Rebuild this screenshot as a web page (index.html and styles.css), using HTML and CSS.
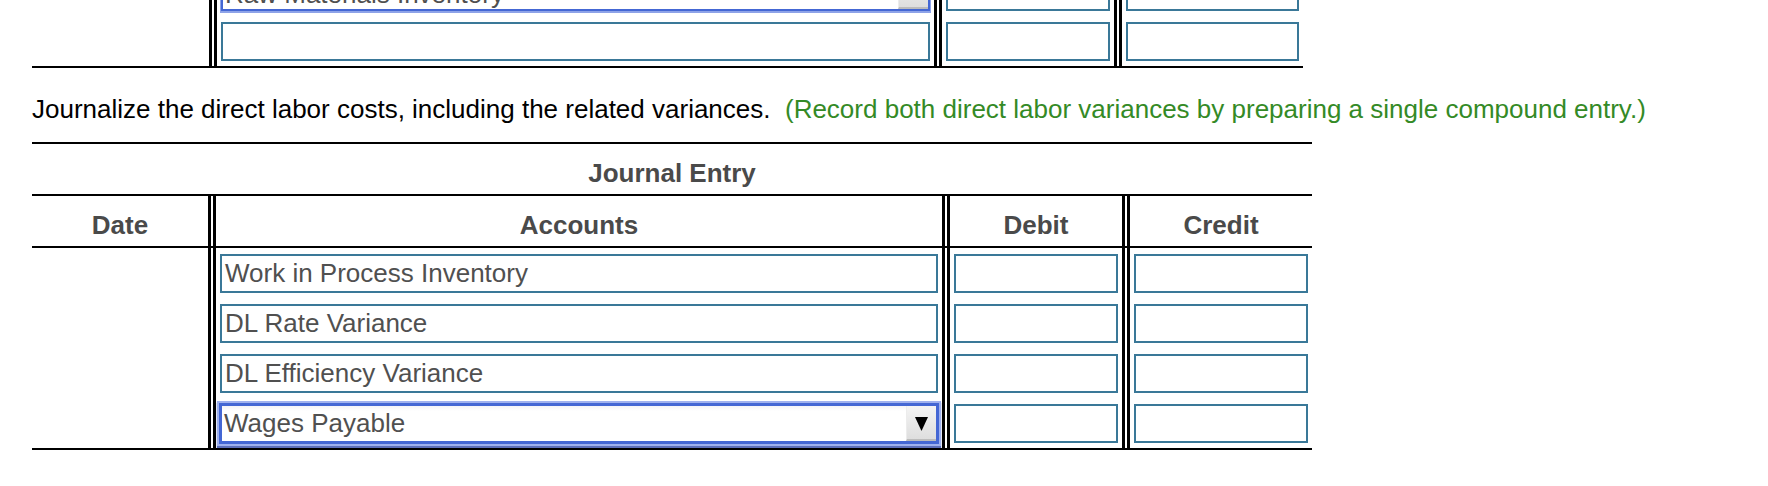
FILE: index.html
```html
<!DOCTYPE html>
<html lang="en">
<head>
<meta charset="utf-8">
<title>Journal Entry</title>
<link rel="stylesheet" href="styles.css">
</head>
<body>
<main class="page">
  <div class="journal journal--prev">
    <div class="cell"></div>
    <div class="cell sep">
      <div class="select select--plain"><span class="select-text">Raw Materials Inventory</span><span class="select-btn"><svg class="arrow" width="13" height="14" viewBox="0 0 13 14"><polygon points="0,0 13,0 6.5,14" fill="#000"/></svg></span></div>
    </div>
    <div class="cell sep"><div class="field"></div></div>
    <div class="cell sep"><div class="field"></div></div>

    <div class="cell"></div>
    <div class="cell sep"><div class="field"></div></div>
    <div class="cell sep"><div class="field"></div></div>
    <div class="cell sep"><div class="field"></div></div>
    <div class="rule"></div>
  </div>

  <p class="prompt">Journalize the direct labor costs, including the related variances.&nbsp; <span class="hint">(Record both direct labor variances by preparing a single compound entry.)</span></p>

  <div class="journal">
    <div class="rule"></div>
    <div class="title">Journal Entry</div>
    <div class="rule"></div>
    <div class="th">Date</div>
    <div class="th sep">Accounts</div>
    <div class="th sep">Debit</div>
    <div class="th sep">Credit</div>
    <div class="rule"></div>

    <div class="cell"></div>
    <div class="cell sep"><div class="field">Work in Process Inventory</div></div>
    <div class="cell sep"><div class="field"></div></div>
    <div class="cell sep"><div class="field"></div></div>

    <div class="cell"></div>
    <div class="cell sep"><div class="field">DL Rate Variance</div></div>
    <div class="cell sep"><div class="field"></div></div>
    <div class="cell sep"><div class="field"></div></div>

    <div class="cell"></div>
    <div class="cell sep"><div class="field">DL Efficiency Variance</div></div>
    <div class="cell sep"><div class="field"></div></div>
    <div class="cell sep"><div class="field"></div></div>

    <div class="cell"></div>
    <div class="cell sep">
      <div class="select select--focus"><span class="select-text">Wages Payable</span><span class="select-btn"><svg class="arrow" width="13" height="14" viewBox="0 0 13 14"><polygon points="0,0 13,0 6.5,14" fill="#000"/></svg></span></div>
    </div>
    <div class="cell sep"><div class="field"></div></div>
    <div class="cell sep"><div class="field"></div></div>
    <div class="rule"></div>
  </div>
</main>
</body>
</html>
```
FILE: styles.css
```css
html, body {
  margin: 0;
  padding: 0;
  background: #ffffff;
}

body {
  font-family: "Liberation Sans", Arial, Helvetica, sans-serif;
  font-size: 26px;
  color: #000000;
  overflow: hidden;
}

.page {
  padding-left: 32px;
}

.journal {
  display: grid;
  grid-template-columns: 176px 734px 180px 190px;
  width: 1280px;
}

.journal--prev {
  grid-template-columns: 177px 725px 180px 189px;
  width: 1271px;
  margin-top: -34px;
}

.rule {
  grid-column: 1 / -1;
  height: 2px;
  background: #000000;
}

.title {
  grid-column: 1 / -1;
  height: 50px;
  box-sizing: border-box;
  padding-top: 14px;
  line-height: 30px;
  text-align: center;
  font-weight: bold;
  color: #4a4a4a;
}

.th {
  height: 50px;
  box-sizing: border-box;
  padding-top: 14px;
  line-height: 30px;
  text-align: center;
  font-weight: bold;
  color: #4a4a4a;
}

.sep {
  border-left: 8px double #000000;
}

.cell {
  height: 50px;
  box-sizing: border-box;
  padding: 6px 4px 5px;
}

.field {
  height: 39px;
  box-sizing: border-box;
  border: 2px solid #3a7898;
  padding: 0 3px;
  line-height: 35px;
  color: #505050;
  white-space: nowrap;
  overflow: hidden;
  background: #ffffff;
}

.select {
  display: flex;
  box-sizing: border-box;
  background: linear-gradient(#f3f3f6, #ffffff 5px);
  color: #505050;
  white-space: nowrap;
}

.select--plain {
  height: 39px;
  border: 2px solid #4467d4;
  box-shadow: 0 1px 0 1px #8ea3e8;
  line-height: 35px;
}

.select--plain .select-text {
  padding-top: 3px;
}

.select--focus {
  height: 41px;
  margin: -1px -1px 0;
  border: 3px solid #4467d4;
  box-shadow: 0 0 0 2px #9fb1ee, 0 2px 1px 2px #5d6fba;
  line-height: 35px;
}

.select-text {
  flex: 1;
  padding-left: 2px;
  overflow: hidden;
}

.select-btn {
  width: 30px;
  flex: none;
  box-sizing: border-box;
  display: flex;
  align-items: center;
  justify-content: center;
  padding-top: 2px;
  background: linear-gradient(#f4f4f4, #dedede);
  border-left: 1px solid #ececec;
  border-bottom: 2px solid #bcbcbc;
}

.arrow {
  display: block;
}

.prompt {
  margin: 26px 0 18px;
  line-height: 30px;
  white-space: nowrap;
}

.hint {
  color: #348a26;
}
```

++++++++

• Instructions for the task:
Leave out all pictures, then copy the remaining material exactly.

• Answer below:
Rebuild this screenshot as a web page (index.html and styles.css), using HTML and CSS.
FILE: index.html
```html
<!DOCTYPE html>
<html lang="en">
<head>
<meta charset="utf-8">
<title>Journal Entry</title>
<link rel="stylesheet" href="styles.css">
</head>
<body>
<main class="page">
  <div class="journal journal--prev">
    <div class="cell"></div>
    <div class="cell sep">
      <div class="select select--plain"><span class="select-text">Raw Materials Inventory</span><span class="select-btn"><svg class="arrow" width="13" height="14" viewBox="0 0 13 14"><polygon points="0,0 13,0 6.5,14" fill="#000"/></svg></span></div>
    </div>
    <div class="cell sep"><div class="field"></div></div>
    <div class="cell sep"><div class="field"></div></div>

    <div class="cell"></div>
    <div class="cell sep"><div class="field"></div></div>
    <div class="cell sep"><div class="field"></div></div>
    <div class="cell sep"><div class="field"></div></div>
    <div class="rule"></div>
  </div>

  <p class="prompt">Journalize the direct labor costs, including the related variances.&nbsp; <span class="hint">(Record both direct labor variances by preparing a single compound entry.)</span></p>

  <div class="journal">
    <div class="rule"></div>
    <div class="title">Journal Entry</div>
    <div class="rule"></div>
    <div class="th">Date</div>
    <div class="th sep">Accounts</div>
    <div class="th sep">Debit</div>
    <div class="th sep">Credit</div>
    <div class="rule"></div>

    <div class="cell"></div>
    <div class="cell sep"><div class="field">Work in Process Inventory</div></div>
    <div class="cell sep"><div class="field"></div></div>
    <div class="cell sep"><div class="field"></div></div>

    <div class="cell"></div>
    <div class="cell sep"><div class="field">DL Rate Variance</div></div>
    <div class="cell sep"><div class="field"></div></div>
    <div class="cell sep"><div class="field"></div></div>

    <div class="cell"></div>
    <div class="cell sep"><div class="field">DL Efficiency Variance</div></div>
    <div class="cell sep"><div class="field"></div></div>
    <div class="cell sep"><div class="field"></div></div>

    <div class="cell"></div>
    <div class="cell sep">
      <div class="select select--focus"><span class="select-text">Wages Payable</span><span class="select-btn"><svg class="arrow" width="13" height="14" viewBox="0 0 13 14"><polygon points="0,0 13,0 6.5,14" fill="#000"/></svg></span></div>
    </div>
    <div class="cell sep"><div class="field"></div></div>
    <div class="cell sep"><div class="field"></div></div>
    <div class="rule"></div>
  </div>
</main>
</body>
</html>
```
FILE: styles.css
```css
html, body {
  margin: 0;
  padding: 0;
  background: #ffffff;
}

body {
  font-family: "Liberation Sans", Arial, Helvetica, sans-serif;
  font-size: 26px;
  color: #000000;
  overflow: hidden;
}

.page {
  padding-left: 32px;
}

.journal {
  display: grid;
  grid-template-columns: 176px 734px 180px 190px;
  width: 1280px;
}

.journal--prev {
  grid-template-columns: 177px 725px 180px 189px;
  width: 1271px;
  margin-top: -34px;
}

.rule {
  grid-column: 1 / -1;
  height: 2px;
  background: #000000;
}

.title {
  grid-column: 1 / -1;
  height: 50px;
  box-sizing: border-box;
  padding-top: 14px;
  line-height: 30px;
  text-align: center;
  font-weight: bold;
  color: #4a4a4a;
}

.th {
  height: 50px;
  box-sizing: border-box;
  padding-top: 14px;
  line-height: 30px;
  text-align: center;
  font-weight: bold;
  color: #4a4a4a;
}

.sep {
  border-left: 8px double #000000;
}

.cell {
  height: 50px;
  box-sizing: border-box;
  padding: 6px 4px 5px;
}

.field {
  height: 39px;
  box-sizing: border-box;
  border: 2px solid #3a7898;
  padding: 0 3px;
  line-height: 35px;
  color: #505050;
  white-space: nowrap;
  overflow: hidden;
  background: #ffffff;
}

.select {
  display: flex;
  box-sizing: border-box;
  background: linear-gradient(#f3f3f6, #ffffff 5px);
  color: #505050;
  white-space: nowrap;
}

.select--plain {
  height: 39px;
  border: 2px solid #4467d4;
  box-shadow: 0 1px 0 1px #8ea3e8;
  line-height: 35px;
}

.select--plain .select-text {
  padding-top: 3px;
}

.select--focus {
  height: 41px;
  margin: -1px -1px 0;
  border: 3px solid #4467d4;
  box-shadow: 0 0 0 2px #9fb1ee, 0 2px 1px 2px #5d6fba;
  line-height: 35px;
}

.select-text {
  flex: 1;
  padding-left: 2px;
  overflow: hidden;
}

.select-btn {
  width: 30px;
  flex: none;
  box-sizing: border-box;
  display: flex;
  align-items: center;
  justify-content: center;
  padding-top: 2px;
  background: linear-gradient(#f4f4f4, #dedede);
  border-left: 1px solid #ececec;
  border-bottom: 2px solid #bcbcbc;
}

.arrow {
  display: block;
}

.prompt {
  margin: 26px 0 18px;
  line-height: 30px;
  white-space: nowrap;
}

.hint {
  color: #348a26;
}
```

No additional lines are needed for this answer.